Stated problem:
Report all lines holding "this".

— start of Extracted information —

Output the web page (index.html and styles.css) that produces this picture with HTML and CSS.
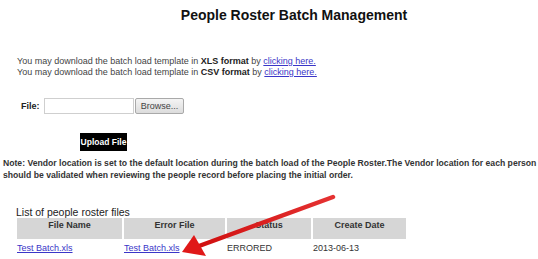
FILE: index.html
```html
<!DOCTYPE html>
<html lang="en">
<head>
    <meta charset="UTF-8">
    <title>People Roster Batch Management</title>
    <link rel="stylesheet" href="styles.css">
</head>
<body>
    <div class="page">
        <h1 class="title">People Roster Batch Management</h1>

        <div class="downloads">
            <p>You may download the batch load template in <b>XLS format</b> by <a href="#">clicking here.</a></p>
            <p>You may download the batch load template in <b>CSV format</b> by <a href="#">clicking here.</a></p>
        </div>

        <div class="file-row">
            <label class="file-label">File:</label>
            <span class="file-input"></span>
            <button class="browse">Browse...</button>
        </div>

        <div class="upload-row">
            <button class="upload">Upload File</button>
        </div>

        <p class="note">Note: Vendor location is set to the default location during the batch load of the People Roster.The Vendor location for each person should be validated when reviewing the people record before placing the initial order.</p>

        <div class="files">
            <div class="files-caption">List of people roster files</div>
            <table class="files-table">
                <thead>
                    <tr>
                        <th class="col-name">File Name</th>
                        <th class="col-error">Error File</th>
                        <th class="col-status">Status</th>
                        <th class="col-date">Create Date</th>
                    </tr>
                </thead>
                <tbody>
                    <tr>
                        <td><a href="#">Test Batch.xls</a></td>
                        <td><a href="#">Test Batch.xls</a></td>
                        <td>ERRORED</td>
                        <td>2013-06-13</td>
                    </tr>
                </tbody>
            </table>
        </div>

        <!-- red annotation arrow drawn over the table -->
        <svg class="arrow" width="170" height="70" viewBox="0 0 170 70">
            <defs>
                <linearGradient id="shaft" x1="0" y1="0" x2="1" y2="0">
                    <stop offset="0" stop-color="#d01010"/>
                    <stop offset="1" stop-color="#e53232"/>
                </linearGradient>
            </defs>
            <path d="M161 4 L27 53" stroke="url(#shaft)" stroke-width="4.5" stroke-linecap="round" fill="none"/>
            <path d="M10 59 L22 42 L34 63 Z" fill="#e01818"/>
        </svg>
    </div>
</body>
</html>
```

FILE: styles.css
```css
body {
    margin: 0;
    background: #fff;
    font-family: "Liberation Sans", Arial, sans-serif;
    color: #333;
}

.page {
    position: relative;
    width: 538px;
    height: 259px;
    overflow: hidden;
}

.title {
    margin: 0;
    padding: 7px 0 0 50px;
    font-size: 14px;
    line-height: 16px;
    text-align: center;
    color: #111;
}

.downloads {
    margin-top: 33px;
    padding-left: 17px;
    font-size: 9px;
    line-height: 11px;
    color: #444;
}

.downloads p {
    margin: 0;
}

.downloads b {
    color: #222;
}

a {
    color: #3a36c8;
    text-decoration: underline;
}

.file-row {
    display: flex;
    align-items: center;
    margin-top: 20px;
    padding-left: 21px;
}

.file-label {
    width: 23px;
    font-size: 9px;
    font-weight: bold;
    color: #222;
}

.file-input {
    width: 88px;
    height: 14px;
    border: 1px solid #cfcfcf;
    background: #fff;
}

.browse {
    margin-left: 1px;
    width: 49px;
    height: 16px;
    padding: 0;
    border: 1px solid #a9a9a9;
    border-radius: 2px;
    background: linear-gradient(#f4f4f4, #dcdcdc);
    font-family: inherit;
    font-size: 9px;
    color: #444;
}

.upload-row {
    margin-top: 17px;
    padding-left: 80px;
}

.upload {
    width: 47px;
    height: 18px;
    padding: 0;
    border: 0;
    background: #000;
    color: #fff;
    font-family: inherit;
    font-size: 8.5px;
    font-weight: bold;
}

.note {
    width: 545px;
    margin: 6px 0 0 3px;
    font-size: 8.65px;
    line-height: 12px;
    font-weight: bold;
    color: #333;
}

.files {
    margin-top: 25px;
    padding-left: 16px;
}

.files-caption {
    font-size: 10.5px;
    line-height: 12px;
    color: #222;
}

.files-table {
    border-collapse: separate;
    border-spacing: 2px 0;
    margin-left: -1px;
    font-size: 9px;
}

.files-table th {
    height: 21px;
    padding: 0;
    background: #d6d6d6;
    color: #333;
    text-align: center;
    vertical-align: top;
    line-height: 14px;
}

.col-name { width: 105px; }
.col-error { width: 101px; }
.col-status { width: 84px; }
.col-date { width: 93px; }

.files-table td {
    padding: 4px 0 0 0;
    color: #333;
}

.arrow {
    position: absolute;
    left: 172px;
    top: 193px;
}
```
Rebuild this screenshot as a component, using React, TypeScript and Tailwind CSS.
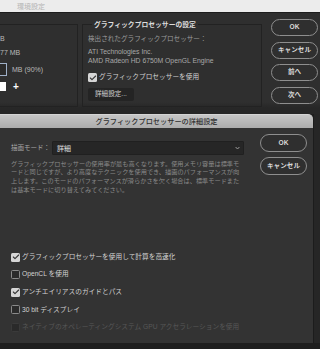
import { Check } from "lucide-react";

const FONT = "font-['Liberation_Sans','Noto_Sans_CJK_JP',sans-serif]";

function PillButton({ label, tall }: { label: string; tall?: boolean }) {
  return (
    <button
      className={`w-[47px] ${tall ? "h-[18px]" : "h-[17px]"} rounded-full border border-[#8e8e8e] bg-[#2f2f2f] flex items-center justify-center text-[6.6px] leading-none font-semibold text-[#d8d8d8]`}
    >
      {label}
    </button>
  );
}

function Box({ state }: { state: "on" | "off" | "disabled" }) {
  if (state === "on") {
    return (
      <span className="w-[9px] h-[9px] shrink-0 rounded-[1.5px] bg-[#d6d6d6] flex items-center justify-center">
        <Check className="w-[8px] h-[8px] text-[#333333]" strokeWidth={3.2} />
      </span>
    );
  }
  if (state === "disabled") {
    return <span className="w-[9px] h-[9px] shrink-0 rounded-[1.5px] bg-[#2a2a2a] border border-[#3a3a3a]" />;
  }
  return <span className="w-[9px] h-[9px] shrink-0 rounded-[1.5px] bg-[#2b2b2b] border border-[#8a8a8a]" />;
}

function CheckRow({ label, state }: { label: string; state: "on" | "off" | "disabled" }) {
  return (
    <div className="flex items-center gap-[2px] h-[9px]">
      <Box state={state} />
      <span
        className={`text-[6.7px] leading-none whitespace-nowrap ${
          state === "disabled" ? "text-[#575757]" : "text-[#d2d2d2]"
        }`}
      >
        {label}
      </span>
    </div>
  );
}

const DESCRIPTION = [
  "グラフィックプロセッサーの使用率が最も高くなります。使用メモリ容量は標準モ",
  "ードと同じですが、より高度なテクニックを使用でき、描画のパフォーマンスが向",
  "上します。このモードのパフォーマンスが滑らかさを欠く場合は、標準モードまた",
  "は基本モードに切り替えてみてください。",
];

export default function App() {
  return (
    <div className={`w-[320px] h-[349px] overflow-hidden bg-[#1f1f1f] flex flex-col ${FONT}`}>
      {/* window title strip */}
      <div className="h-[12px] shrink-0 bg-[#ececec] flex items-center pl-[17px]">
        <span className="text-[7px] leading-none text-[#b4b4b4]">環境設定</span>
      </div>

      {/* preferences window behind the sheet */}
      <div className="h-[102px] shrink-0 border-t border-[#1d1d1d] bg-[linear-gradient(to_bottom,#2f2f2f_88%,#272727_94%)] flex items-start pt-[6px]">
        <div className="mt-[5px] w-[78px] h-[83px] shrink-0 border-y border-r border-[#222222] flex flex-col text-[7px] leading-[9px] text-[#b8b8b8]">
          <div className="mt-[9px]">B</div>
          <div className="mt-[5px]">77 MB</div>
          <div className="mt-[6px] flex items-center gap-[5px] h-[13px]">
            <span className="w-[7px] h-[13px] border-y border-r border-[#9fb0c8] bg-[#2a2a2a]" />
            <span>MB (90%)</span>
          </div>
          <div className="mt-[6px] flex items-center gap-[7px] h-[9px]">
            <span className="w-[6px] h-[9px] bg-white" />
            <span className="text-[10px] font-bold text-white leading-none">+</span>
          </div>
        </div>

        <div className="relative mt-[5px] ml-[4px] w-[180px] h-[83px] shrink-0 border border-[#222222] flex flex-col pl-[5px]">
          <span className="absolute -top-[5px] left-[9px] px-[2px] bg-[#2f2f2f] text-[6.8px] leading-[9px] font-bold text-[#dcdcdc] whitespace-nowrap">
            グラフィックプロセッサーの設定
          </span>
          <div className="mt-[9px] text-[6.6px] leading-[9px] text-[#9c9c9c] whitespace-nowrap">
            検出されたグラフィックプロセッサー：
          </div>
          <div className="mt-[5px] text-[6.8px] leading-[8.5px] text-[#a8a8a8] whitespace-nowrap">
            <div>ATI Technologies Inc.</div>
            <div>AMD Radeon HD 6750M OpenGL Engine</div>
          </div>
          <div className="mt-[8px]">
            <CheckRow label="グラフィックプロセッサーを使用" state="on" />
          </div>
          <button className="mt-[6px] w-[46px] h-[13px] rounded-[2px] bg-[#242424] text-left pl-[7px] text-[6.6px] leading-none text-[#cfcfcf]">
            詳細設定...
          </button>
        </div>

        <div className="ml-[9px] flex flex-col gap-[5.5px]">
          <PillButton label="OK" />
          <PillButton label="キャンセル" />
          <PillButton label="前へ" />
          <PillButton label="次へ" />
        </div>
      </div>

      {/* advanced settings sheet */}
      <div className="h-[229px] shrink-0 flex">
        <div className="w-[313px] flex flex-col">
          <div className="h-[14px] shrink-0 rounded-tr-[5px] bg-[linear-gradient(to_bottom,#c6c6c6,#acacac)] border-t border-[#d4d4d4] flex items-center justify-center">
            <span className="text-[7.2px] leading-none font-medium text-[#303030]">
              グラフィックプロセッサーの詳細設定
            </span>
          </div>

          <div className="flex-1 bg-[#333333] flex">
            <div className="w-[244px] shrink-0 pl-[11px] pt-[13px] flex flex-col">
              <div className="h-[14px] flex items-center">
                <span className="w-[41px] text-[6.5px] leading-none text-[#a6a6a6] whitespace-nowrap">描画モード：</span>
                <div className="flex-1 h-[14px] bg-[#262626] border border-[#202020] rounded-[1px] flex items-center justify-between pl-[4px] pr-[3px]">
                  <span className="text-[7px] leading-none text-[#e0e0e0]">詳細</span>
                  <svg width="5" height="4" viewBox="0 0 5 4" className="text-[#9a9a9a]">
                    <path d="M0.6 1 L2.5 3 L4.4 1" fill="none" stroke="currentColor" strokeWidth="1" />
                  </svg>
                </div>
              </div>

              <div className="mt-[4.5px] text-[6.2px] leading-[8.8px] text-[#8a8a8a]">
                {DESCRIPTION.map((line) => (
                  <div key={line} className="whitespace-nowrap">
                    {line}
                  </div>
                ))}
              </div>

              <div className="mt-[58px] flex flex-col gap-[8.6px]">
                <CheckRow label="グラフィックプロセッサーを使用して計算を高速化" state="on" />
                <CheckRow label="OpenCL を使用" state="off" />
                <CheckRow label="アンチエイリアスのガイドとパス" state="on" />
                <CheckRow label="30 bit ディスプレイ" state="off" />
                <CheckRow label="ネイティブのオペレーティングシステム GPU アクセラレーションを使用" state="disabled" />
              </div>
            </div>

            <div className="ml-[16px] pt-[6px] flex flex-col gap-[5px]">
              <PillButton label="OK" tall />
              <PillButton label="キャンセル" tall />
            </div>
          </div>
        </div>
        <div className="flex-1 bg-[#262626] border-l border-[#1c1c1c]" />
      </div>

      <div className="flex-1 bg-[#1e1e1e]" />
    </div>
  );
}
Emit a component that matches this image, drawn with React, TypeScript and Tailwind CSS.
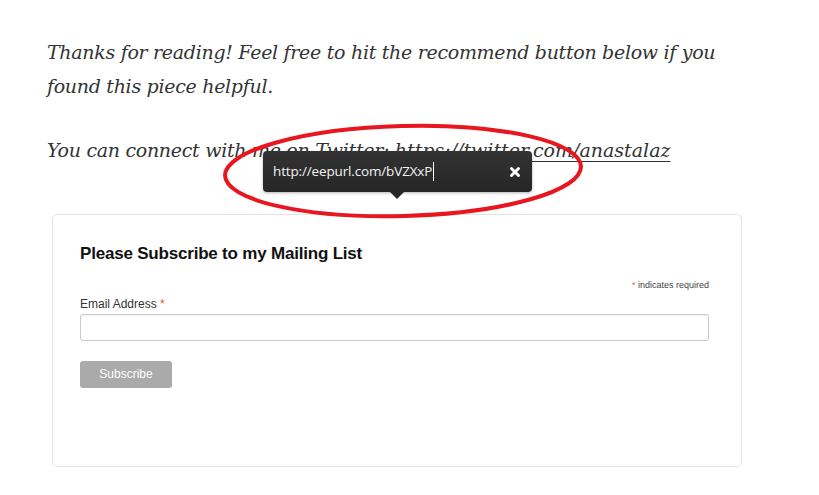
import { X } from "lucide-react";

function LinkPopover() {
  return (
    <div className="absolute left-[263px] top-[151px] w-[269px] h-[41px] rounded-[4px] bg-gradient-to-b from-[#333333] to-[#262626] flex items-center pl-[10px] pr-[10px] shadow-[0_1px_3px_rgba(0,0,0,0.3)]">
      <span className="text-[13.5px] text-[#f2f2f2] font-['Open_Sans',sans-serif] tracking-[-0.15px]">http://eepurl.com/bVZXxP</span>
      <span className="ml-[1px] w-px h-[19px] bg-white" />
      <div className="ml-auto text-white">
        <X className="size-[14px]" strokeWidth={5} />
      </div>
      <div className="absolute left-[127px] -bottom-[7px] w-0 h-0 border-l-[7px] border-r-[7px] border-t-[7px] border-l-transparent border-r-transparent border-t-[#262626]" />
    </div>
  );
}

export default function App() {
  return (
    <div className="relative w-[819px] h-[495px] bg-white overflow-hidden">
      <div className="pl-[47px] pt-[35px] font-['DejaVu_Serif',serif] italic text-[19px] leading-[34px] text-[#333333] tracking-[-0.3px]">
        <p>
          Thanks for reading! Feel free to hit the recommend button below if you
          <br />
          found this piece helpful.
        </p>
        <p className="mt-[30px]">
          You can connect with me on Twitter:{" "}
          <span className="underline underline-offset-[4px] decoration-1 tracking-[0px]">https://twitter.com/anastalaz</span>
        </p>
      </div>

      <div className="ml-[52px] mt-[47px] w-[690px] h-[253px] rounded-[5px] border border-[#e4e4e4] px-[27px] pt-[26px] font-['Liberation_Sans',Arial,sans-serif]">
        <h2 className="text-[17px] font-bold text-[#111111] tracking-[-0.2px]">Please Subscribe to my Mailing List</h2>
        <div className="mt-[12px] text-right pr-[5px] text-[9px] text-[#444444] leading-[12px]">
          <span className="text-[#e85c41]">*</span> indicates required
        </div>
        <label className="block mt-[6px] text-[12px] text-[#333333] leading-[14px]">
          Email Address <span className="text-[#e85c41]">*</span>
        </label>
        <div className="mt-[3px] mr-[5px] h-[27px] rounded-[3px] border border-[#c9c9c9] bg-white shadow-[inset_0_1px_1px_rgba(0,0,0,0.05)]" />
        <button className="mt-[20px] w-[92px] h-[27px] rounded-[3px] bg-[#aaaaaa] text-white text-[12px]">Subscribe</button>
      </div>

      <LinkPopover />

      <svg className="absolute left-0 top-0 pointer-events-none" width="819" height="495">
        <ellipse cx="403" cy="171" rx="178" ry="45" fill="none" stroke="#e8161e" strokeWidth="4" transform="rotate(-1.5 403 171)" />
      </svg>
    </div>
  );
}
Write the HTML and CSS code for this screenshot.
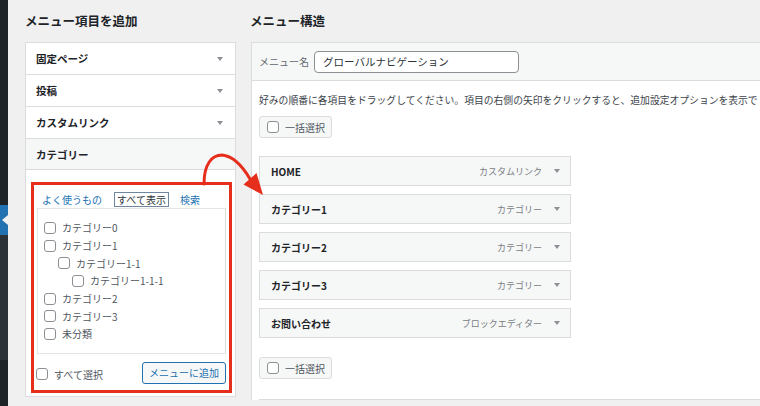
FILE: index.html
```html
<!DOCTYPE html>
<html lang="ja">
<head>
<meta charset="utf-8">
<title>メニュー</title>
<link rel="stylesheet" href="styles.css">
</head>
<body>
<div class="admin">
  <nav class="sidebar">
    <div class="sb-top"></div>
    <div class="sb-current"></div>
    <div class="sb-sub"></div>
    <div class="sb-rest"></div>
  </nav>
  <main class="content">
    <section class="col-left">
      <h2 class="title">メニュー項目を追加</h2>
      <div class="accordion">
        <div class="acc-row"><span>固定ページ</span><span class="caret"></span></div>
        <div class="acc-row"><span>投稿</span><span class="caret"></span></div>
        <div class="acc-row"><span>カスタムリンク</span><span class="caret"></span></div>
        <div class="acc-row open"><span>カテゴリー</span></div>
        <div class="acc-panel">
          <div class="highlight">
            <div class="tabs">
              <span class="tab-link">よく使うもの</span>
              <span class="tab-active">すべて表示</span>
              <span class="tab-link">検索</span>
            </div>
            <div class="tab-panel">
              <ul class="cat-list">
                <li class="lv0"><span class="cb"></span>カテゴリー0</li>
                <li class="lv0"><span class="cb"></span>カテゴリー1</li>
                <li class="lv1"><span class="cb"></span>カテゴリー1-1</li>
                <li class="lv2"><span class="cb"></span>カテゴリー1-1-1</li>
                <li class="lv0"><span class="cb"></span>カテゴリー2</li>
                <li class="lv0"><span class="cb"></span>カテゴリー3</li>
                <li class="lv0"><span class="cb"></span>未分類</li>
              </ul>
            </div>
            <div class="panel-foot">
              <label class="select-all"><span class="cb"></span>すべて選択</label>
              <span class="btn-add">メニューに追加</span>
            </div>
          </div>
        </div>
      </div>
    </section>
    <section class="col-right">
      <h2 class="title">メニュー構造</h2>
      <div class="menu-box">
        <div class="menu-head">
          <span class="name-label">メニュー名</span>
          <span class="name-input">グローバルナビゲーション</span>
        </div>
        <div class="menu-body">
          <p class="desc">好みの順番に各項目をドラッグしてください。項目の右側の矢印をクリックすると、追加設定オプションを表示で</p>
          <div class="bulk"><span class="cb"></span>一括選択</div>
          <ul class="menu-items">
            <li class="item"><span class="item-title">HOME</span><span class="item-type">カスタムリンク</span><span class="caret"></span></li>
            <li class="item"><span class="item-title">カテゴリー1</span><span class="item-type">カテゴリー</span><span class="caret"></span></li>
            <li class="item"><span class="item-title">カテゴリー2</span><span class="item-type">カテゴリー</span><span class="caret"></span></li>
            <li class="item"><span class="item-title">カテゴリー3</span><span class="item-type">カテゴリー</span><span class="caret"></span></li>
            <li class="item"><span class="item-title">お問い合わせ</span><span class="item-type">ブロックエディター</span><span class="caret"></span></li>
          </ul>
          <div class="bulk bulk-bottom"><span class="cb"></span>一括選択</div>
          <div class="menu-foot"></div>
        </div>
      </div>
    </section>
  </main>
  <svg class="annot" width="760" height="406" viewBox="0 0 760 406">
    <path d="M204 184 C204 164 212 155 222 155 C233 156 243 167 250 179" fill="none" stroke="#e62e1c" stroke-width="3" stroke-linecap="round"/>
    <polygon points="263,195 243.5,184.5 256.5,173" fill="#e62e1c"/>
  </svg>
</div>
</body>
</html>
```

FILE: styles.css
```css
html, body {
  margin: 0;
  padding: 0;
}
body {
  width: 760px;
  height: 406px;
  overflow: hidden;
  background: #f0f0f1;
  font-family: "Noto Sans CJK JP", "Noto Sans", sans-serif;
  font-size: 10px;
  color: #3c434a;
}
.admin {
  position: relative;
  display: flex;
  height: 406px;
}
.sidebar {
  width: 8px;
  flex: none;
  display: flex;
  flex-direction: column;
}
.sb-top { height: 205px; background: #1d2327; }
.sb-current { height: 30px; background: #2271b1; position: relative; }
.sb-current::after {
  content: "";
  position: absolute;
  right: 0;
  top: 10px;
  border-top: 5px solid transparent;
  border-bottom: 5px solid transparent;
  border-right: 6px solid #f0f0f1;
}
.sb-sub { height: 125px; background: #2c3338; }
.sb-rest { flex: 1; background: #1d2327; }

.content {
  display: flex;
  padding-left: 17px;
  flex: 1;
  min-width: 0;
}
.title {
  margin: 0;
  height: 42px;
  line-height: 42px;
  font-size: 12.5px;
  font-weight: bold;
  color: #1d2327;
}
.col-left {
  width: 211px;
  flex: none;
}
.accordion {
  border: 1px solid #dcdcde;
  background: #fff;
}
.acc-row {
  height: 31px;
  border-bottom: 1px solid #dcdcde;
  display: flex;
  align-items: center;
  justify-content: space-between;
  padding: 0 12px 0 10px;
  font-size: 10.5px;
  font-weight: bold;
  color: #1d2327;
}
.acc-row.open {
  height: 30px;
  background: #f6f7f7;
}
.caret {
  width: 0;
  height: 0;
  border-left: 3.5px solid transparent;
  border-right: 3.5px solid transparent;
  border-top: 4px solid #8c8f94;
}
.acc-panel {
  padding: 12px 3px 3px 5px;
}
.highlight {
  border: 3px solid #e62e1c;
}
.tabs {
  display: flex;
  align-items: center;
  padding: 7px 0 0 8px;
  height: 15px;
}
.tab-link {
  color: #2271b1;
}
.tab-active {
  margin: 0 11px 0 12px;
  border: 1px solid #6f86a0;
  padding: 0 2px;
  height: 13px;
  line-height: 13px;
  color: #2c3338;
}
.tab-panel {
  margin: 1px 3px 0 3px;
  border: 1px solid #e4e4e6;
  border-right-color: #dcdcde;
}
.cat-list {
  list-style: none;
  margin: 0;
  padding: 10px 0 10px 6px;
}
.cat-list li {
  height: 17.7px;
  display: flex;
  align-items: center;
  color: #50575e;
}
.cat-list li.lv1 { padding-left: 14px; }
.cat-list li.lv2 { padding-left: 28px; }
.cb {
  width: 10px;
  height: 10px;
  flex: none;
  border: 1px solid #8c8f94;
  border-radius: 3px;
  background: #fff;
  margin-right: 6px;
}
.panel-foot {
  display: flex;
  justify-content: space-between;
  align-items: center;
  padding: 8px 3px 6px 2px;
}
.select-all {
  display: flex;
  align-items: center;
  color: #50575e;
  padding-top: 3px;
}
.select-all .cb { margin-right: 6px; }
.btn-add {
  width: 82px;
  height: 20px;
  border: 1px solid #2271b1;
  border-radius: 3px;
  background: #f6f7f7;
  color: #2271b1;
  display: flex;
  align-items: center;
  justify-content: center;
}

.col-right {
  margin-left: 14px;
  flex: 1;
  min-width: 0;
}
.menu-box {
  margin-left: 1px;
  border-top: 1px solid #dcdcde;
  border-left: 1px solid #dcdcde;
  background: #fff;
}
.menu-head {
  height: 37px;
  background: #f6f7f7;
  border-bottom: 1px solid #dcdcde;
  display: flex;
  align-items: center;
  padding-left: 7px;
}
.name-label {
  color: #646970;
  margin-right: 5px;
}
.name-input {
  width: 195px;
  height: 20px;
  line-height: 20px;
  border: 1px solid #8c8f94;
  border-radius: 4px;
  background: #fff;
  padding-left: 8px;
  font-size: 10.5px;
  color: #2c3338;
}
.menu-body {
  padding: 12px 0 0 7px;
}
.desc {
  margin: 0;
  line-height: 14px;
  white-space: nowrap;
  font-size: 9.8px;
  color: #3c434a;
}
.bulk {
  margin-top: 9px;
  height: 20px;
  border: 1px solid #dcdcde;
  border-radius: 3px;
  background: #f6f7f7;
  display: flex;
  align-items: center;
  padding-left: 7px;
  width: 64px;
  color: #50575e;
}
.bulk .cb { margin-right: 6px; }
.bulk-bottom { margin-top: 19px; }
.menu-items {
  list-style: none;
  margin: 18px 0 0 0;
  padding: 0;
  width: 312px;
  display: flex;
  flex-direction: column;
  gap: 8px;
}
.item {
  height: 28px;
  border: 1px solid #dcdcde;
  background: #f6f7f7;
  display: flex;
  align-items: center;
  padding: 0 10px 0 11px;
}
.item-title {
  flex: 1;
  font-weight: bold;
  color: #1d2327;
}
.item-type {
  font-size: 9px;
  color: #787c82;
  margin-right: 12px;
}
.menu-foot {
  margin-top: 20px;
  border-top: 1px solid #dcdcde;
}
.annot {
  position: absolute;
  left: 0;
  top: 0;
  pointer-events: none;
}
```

— end of Extracted information —

Expected answer:
Output the web page (index.html and styles.css) that produces this picture with HTML and CSS.
Rebuild this screenshot as a component, using React, TypeScript and Tailwind CSS.
Emit a component that matches this image, drawn with React, TypeScript and Tailwind CSS.
          found this piece helpful.
Write the HTML and CSS code for this screenshot.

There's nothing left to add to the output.